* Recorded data
start

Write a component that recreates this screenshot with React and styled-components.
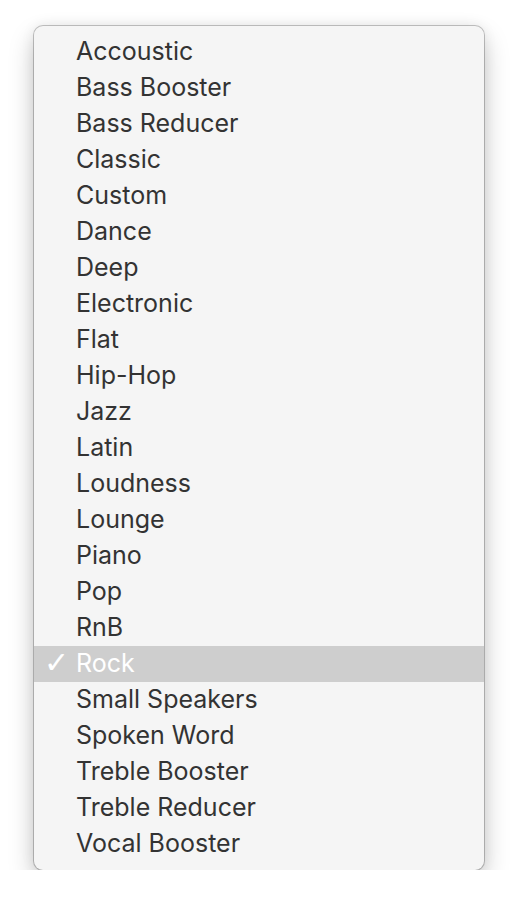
import React, { useState } from "react";
import styled, { createGlobalStyle } from "styled-components";

const GlobalStyle = createGlobalStyle`
  html, body {
    margin: 0;
    padding: 0;
    background: #ffffff;
  }
`;

const Page = styled.div`
  padding: 26px 34px 0 34px;
`;

const Menu = styled.ul`
  list-style: none;
  margin: 0;
  padding: 8px 0;
  width: 450px;
  box-sizing: border-box;
  background: #f5f5f5;
  border-radius: 9px;
  box-shadow: 0 0 0 1px rgba(0, 0, 0, 0.22), 0 12px 26px rgba(0, 0, 0, 0.22),
    0 0 14px rgba(0, 0, 0, 0.08);
  font-family: Inter, "Liberation Sans", sans-serif;
`;

const Item = styled.li`
  position: relative;
  height: 36px;
  display: flex;
  align-items: center;
  padding-left: 42px;
  padding-bottom: 3px;
  box-sizing: border-box;
  font-size: 25px;
  color: ${(p) => (p.selected ? "#ffffff" : "#333333")};
  background: ${(p) => (p.selected ? "#cecece" : "transparent")};
  cursor: default;
`;

const Check = styled.span`
  position: absolute;
  left: 10px;
  font-size: 30px;
  font-weight: bold;
  color: #ffffff;
  font-family: "DejaVu Sans", sans-serif;
`;

const presets = [
  "Accoustic",
  "Bass Booster",
  "Bass Reducer",
  "Classic",
  "Custom",
  "Dance",
  "Deep",
  "Electronic",
  "Flat",
  "Hip-Hop",
  "Jazz",
  "Latin",
  "Loudness",
  "Lounge",
  "Piano",
  "Pop",
  "RnB",
  "Rock",
  "Small Speakers",
  "Spoken Word",
  "Treble Booster",
  "Treble Reducer",
  "Vocal Booster",
];

function App() {
  const [selected, setSelected] = useState("Rock");

  return (
    <Page>
      <GlobalStyle />
      <Menu>
        {presets.map((name) => (
          <Item
            key={name}
            selected={name === selected}
            onClick={() => setSelected(name)}
          >
            {name === selected && <Check>✓</Check>}
            {name}
          </Item>
        ))}
      </Menu>
    </Page>
  );
}

export default App;
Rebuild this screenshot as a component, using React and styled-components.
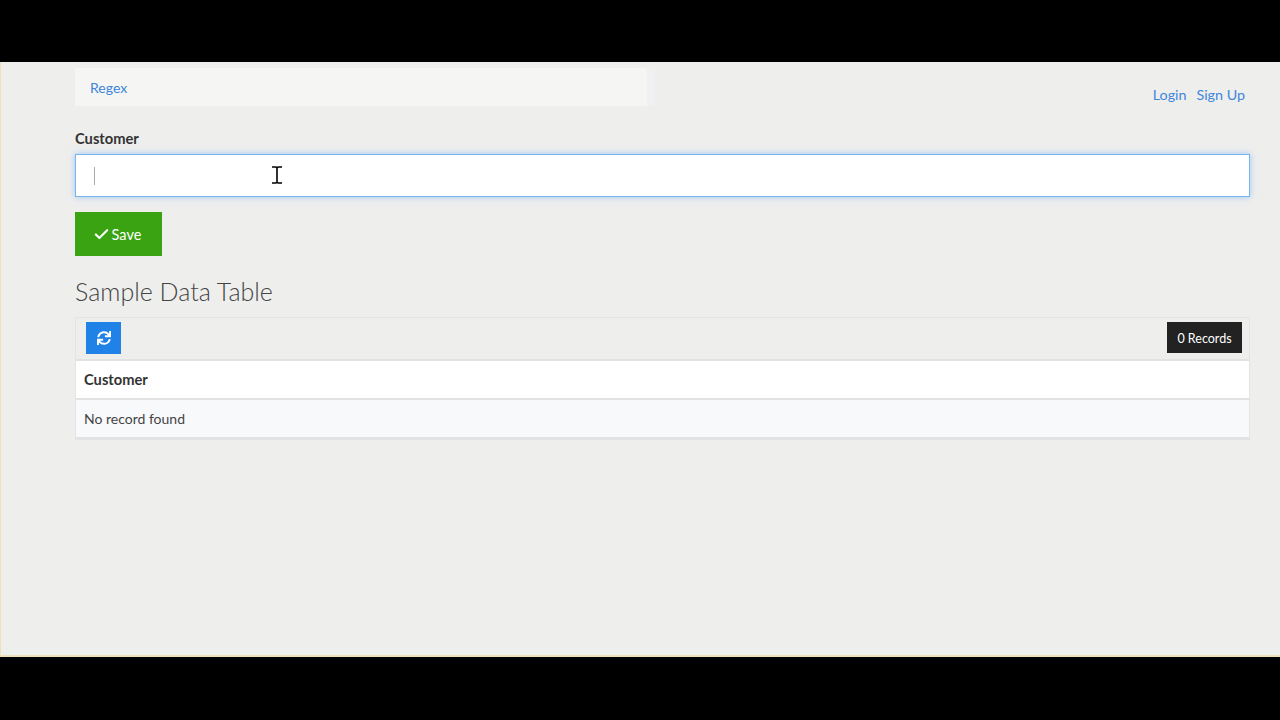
import styled, { createGlobalStyle } from 'styled-components';
import { Check } from 'lucide-react';
import { FaSync } from 'react-icons/fa';

const GlobalStyle = createGlobalStyle`
  html, body {
    margin: 0;
    padding: 0;
    height: 100%;
    background: #000;
    overflow: hidden;
  }
  body {
    font-family: "Lato", "Noto Sans", sans-serif;
  }
`;

const Screen = styled.div`
  height: 720px;
  padding: 62px 0 63px;
  box-sizing: border-box;
  background: #000;
`;

const Page = styled.div`
  height: 100%;
  box-sizing: border-box;
  padding: 6px 30px 0 74px;
  background: #eeeeed;
  border-left: 1px solid #f0dfb8;
  border-bottom: 2px solid #f0dfb8;
`;

const Nav = styled.div`
  display: flex;
  justify-content: space-between;
  align-items: flex-end;
  height: 38px;
`;

const Brand = styled.div`
  width: 580px;
  height: 38px;
  display: flex;
  align-items: center;
  box-sizing: border-box;
  padding-left: 15px;
  background: #f5f5f3;
  border-right: 8px solid #f0f0f2;
`;

const NavLink = styled.a`
  color: #3f86dc;
  font-size: ${p => p.$size || '14.3px'};
  text-decoration: none;
`;

const NavLinks = styled.div`
  display: flex;
  gap: 10px;
  padding: 0 5px 3px 0;
`;

const Label = styled.div`
  margin-top: 23px;
  color: #333;
  font-size: 14.7px;
  font-weight: 700;
  line-height: 18px;
`;

const Field = styled.div`
  position: relative;
  height: 43px;
  margin-top: 7px;
  box-sizing: border-box;
  background: #fff;
  border: 1px solid #78b4f0;
  box-shadow: 0 0 6px rgba(90, 165, 240, 0.55);
`;

const Caret = styled.span`
  position: absolute;
  left: 18px;
  top: 12px;
  width: 1px;
  height: 18px;
  background: #aaa;
`;

const Cursor = styled.svg`
  position: absolute;
  left: 195px;
  top: 11px;
`;

const SaveButton = styled.button`
  display: flex;
  align-items: center;
  justify-content: center;
  gap: 2px;
  width: 87px;
  height: 44px;
  margin-top: 15px;
  padding: 0 3px 0 0;
  border: 0;
  background: #3aa312;
  color: #fff;
  font-family: inherit;
  font-size: 14.5px;
`;

const Heading = styled.h3`
  margin: 20px 0 0;
  color: #444;
  font-size: 25px;
  font-weight: 300;
  line-height: 30px;
`;

const Panel = styled.div`
  margin-top: 11px;
  border: 1px solid #e4e4e4;
`;

const Toolbar = styled.div`
  display: flex;
  justify-content: space-between;
  align-items: center;
  height: 43px;
  box-sizing: border-box;
  padding: 0 7px 2px 10px;
  background: #eeeeed;
  border-bottom: 2px solid #e2e2e2;
`;

const RefreshButton = styled.button`
  display: flex;
  align-items: center;
  justify-content: center;
  width: 35px;
  height: 32px;
  padding: 0;
  border: 0;
  background: #2081e6;
  color: #fff;
  font-size: 14px;
`;

const RecordCount = styled.div`
  display: flex;
  align-items: center;
  justify-content: center;
  width: 75px;
  height: 31px;
  box-sizing: border-box;
  padding-top: 2px;
  background: #222;
  color: #fff;
  font-size: 12.5px;
`;

const Row = styled.div`
  display: flex;
  align-items: center;
  height: 39px;
  box-sizing: border-box;
  padding: 0 0 ${p => (p.$head ? '2px' : '0')} 8px;
  color: ${p => (p.$head ? '#333' : '#444')};
  font-size: ${p => (p.$head ? '14.7px' : '14px')};
  font-weight: ${p => (p.$head ? 700 : 400)};
  background: ${p => (p.$head ? '#fff' : '#f8f9fb')};
  border-bottom: 2px solid #e2e2e2;
`;

export default function App() {
  return (
    <Screen>
      <GlobalStyle />
      <Page>
        <Nav>
          <Brand>
            <NavLink href="#" $size="14px">Regex</NavLink>
          </Brand>
          <NavLinks>
            <NavLink href="#">Login</NavLink>
            <NavLink href="#">Sign Up</NavLink>
          </NavLinks>
        </Nav>
        <Label>Customer</Label>
        <Field>
          <Caret />
          <Cursor width="12" height="18" viewBox="0 0 12 18" fill="none" stroke="#000">
            <path d="M1 1h4l1 1 1-1h4M6 2v14M1 17h4l1-1 1 1h4" strokeWidth="1.6" />
          </Cursor>
        </Field>
        <SaveButton>
          <Check size={17} strokeWidth={3} />
          Save
        </SaveButton>
        <Heading>Sample Data Table</Heading>
        <Panel>
          <Toolbar>
            <RefreshButton>
              <FaSync />
            </RefreshButton>
            <RecordCount>0 Records</RecordCount>
          </Toolbar>
          <Row $head>Customer</Row>
          <Row>No record found</Row>
        </Panel>
      </Page>
    </Screen>
  );
}
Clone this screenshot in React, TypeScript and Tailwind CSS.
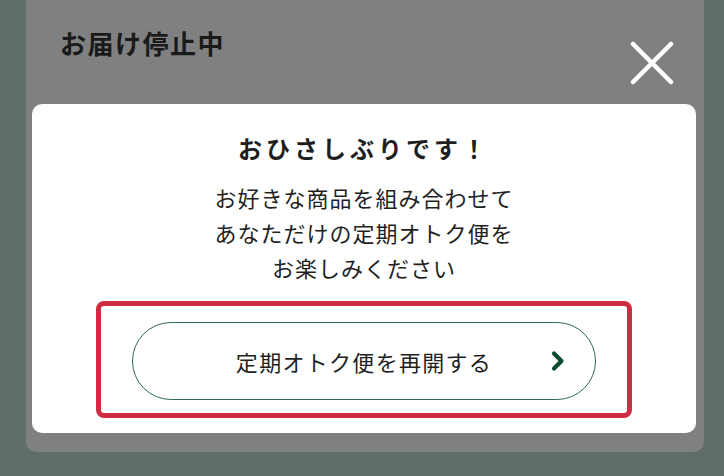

end

* TO BE DONE
From start to finish, output the listing exactly, but omit its pictures.

* TASK RESULT
Write a component that recreates this screenshot with React and styled-components.
import React, { useState } from "react";
import styled, { createGlobalStyle } from "styled-components";

const GlobalStyle = createGlobalStyle`
  html, body {
    margin: 0;
    padding: 0;
    background: #ffffff;
  }
`;

const Page = styled.div`
  padding: 26px 34px 0 34px;
`;

const Menu = styled.ul`
  list-style: none;
  margin: 0;
  padding: 8px 0;
  width: 450px;
  box-sizing: border-box;
  background: #f5f5f5;
  border-radius: 9px;
  box-shadow: 0 0 0 1px rgba(0, 0, 0, 0.22), 0 12px 26px rgba(0, 0, 0, 0.22),
    0 0 14px rgba(0, 0, 0, 0.08);
  font-family: Inter, "Liberation Sans", sans-serif;
`;

const Item = styled.li`
  position: relative;
  height: 36px;
  display: flex;
  align-items: center;
  padding-left: 42px;
  padding-bottom: 3px;
  box-sizing: border-box;
  font-size: 25px;
  color: ${(p) => (p.selected ? "#ffffff" : "#333333")};
  background: ${(p) => (p.selected ? "#cecece" : "transparent")};
  cursor: default;
`;

const Check = styled.span`
  position: absolute;
  left: 10px;
  font-size: 30px;
  font-weight: bold;
  color: #ffffff;
  font-family: "DejaVu Sans", sans-serif;
`;

const presets = [
  "Accoustic",
  "Bass Booster",
  "Bass Reducer",
  "Classic",
  "Custom",
  "Dance",
  "Deep",
  "Electronic",
  "Flat",
  "Hip-Hop",
  "Jazz",
  "Latin",
  "Loudness",
  "Lounge",
  "Piano",
  "Pop",
  "RnB",
  "Rock",
  "Small Speakers",
  "Spoken Word",
  "Treble Booster",
  "Treble Reducer",
  "Vocal Booster",
];

function App() {
  const [selected, setSelected] = useState("Rock");

  return (
    <Page>
      <GlobalStyle />
      <Menu>
        {presets.map((name) => (
          <Item
            key={name}
            selected={name === selected}
            onClick={() => setSelected(name)}
          >
            {name === selected && <Check>✓</Check>}
            {name}
          </Item>
        ))}
      </Menu>
    </Page>
  );
}

export default App;
Rebuild this screenshot as a component, using React and styled-components.
import styled, { createGlobalStyle } from 'styled-components';
import { Check } from 'lucide-react';
import { FaSync } from 'react-icons/fa';

const GlobalStyle = createGlobalStyle`
  html, body {
    margin: 0;
    padding: 0;
    height: 100%;
    background: #000;
    overflow: hidden;
  }
  body {
    font-family: "Lato", "Noto Sans", sans-serif;
  }
`;

const Screen = styled.div`
  height: 720px;
  padding: 62px 0 63px;
  box-sizing: border-box;
  background: #000;
`;

const Page = styled.div`
  height: 100%;
  box-sizing: border-box;
  padding: 6px 30px 0 74px;
  background: #eeeeed;
  border-left: 1px solid #f0dfb8;
  border-bottom: 2px solid #f0dfb8;
`;

const Nav = styled.div`
  display: flex;
  justify-content: space-between;
  align-items: flex-end;
  height: 38px;
`;

const Brand = styled.div`
  width: 580px;
  height: 38px;
  display: flex;
  align-items: center;
  box-sizing: border-box;
  padding-left: 15px;
  background: #f5f5f3;
  border-right: 8px solid #f0f0f2;
`;

const NavLink = styled.a`
  color: #3f86dc;
  font-size: ${p => p.$size || '14.3px'};
  text-decoration: none;
`;

const NavLinks = styled.div`
  display: flex;
  gap: 10px;
  padding: 0 5px 3px 0;
`;

const Label = styled.div`
  margin-top: 23px;
  color: #333;
  font-size: 14.7px;
  font-weight: 700;
  line-height: 18px;
`;

const Field = styled.div`
  position: relative;
  height: 43px;
  margin-top: 7px;
  box-sizing: border-box;
  background: #fff;
  border: 1px solid #78b4f0;
  box-shadow: 0 0 6px rgba(90, 165, 240, 0.55);
`;

const Caret = styled.span`
  position: absolute;
  left: 18px;
  top: 12px;
  width: 1px;
  height: 18px;
  background: #aaa;
`;

const Cursor = styled.svg`
  position: absolute;
  left: 195px;
  top: 11px;
`;

const SaveButton = styled.button`
  display: flex;
  align-items: center;
  justify-content: center;
  gap: 2px;
  width: 87px;
  height: 44px;
  margin-top: 15px;
  padding: 0 3px 0 0;
  border: 0;
  background: #3aa312;
  color: #fff;
  font-family: inherit;
  font-size: 14.5px;
`;

const Heading = styled.h3`
  margin: 20px 0 0;
  color: #444;
  font-size: 25px;
  font-weight: 300;
  line-height: 30px;
`;

const Panel = styled.div`
  margin-top: 11px;
  border: 1px solid #e4e4e4;
`;

const Toolbar = styled.div`
  display: flex;
  justify-content: space-between;
  align-items: center;
  height: 43px;
  box-sizing: border-box;
  padding: 0 7px 2px 10px;
  background: #eeeeed;
  border-bottom: 2px solid #e2e2e2;
`;

const RefreshButton = styled.button`
  display: flex;
  align-items: center;
  justify-content: center;
  width: 35px;
  height: 32px;
  padding: 0;
  border: 0;
  background: #2081e6;
  color: #fff;
  font-size: 14px;
`;

const RecordCount = styled.div`
  display: flex;
  align-items: center;
  justify-content: center;
  width: 75px;
  height: 31px;
  box-sizing: border-box;
  padding-top: 2px;
  background: #222;
  color: #fff;
  font-size: 12.5px;
`;

const Row = styled.div`
  display: flex;
  align-items: center;
  height: 39px;
  box-sizing: border-box;
  padding: 0 0 ${p => (p.$head ? '2px' : '0')} 8px;
  color: ${p => (p.$head ? '#333' : '#444')};
  font-size: ${p => (p.$head ? '14.7px' : '14px')};
  font-weight: ${p => (p.$head ? 700 : 400)};
  background: ${p => (p.$head ? '#fff' : '#f8f9fb')};
  border-bottom: 2px solid #e2e2e2;
`;

export default function App() {
  return (
    <Screen>
      <GlobalStyle />
      <Page>
        <Nav>
          <Brand>
            <NavLink href="#" $size="14px">Regex</NavLink>
          </Brand>
          <NavLinks>
            <NavLink href="#">Login</NavLink>
            <NavLink href="#">Sign Up</NavLink>
          </NavLinks>
        </Nav>
        <Label>Customer</Label>
        <Field>
          <Caret />
          <Cursor width="12" height="18" viewBox="0 0 12 18" fill="none" stroke="#000">
            <path d="M1 1h4l1 1 1-1h4M6 2v14M1 17h4l1-1 1 1h4" strokeWidth="1.6" />
          </Cursor>
        </Field>
        <SaveButton>
          <Check size={17} strokeWidth={3} />
          Save
        </SaveButton>
        <Heading>Sample Data Table</Heading>
        <Panel>
          <Toolbar>
            <RefreshButton>
              <FaSync />
            </RefreshButton>
            <RecordCount>0 Records</RecordCount>
          </Toolbar>
          <Row $head>Customer</Row>
          <Row>No record found</Row>
        </Panel>
      </Page>
    </Screen>
  );
}
Clone this screenshot in React, TypeScript and Tailwind CSS.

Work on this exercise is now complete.